I used to have a single phpMyAdmin installation that would let me manage all databases on the system when I logged in, but now it does not allow that.
I’ve tried deleting and reinstalling but no change. I’m not sure when I lost this capability.
I install under an existing domain that I own, and then run it from there. No one else uses it on my server. There are about 20+ domains running.
Operating system CentOS Linux 5.3 Perl version 5.008008
Apache version 2.2.3 PHP version 4.4.8, 5.1.6
MySQL version 5.0.7
(Sorry about the LOTR allusion)
I searched and found discussions about how to give each user a targeted access, but I want the “opposite”, access to all databases from a single user account.
Well, phpMyAdmin simply does whatever MySQL is configured to do.

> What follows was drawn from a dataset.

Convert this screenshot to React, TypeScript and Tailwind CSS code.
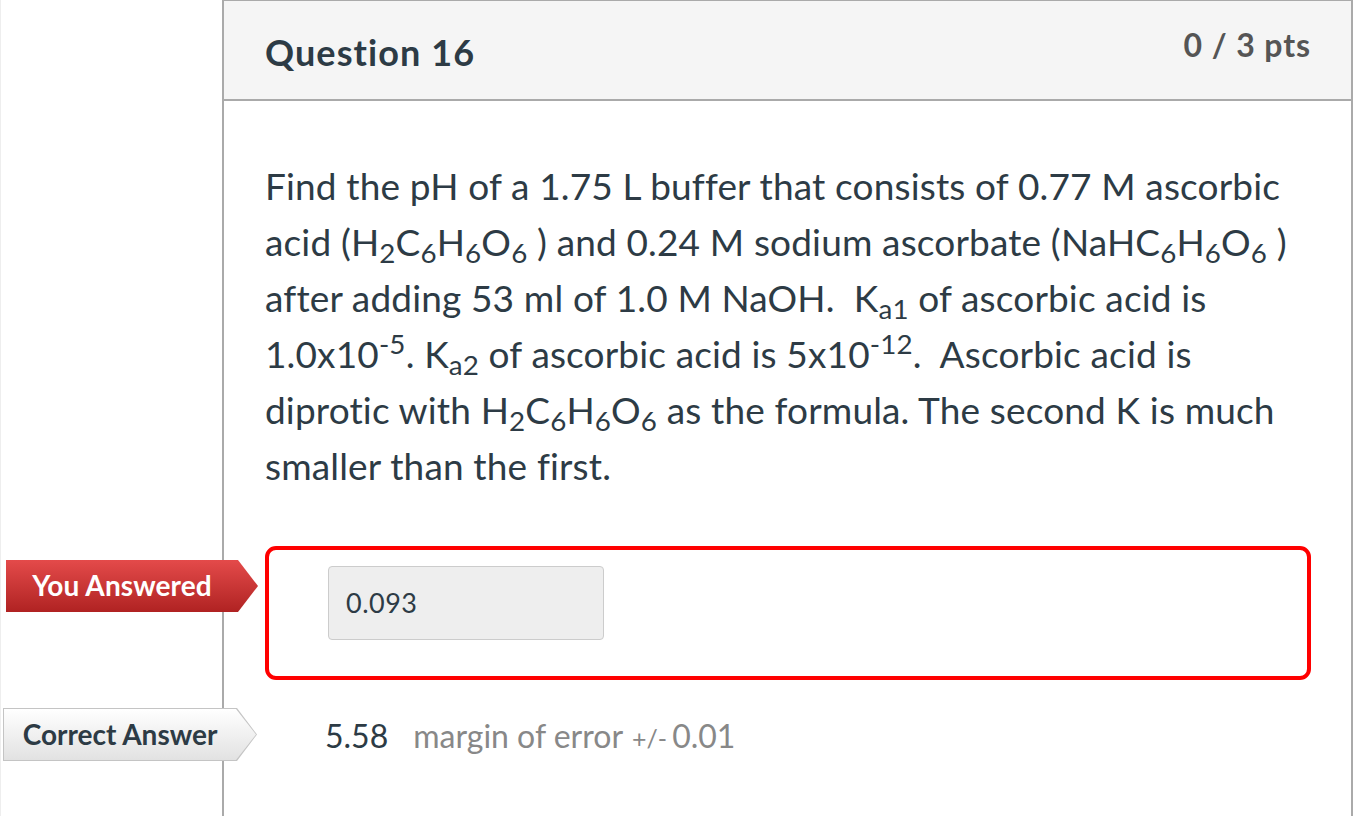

That is, if MySQL thinks user “foo” has access to all databases, than phpMyAdmin will display all the databases whenever “foo” logs in.
If “foo” only has access to one database, phpMyAdmin only shows that one database.
So the key would be to make sure you’re logging in as the appropriate user with the permissions you require.
By default, “root” is the only user with access to all databases – you’d otherwise need to grant such access.
I used to be able to log in as “root”, but now it says that “root” is not allowed.
Deleting the entire installation and reinstalling, I selected “All databases” but that only seems to install for the database under the specific domain that I used.
It didn’t use to have this behavior. Perhaps a combination of different package upgrades has changed some “default” value.
So I would have to either create a global database user, or allow root as a log in? Any downside to using root? Right now it’s not allowing it (and I don’t actually know how to change that yet anyways).
The downside to allowing root is largely that if someone guesses your root database password, suddenly they have access to everything.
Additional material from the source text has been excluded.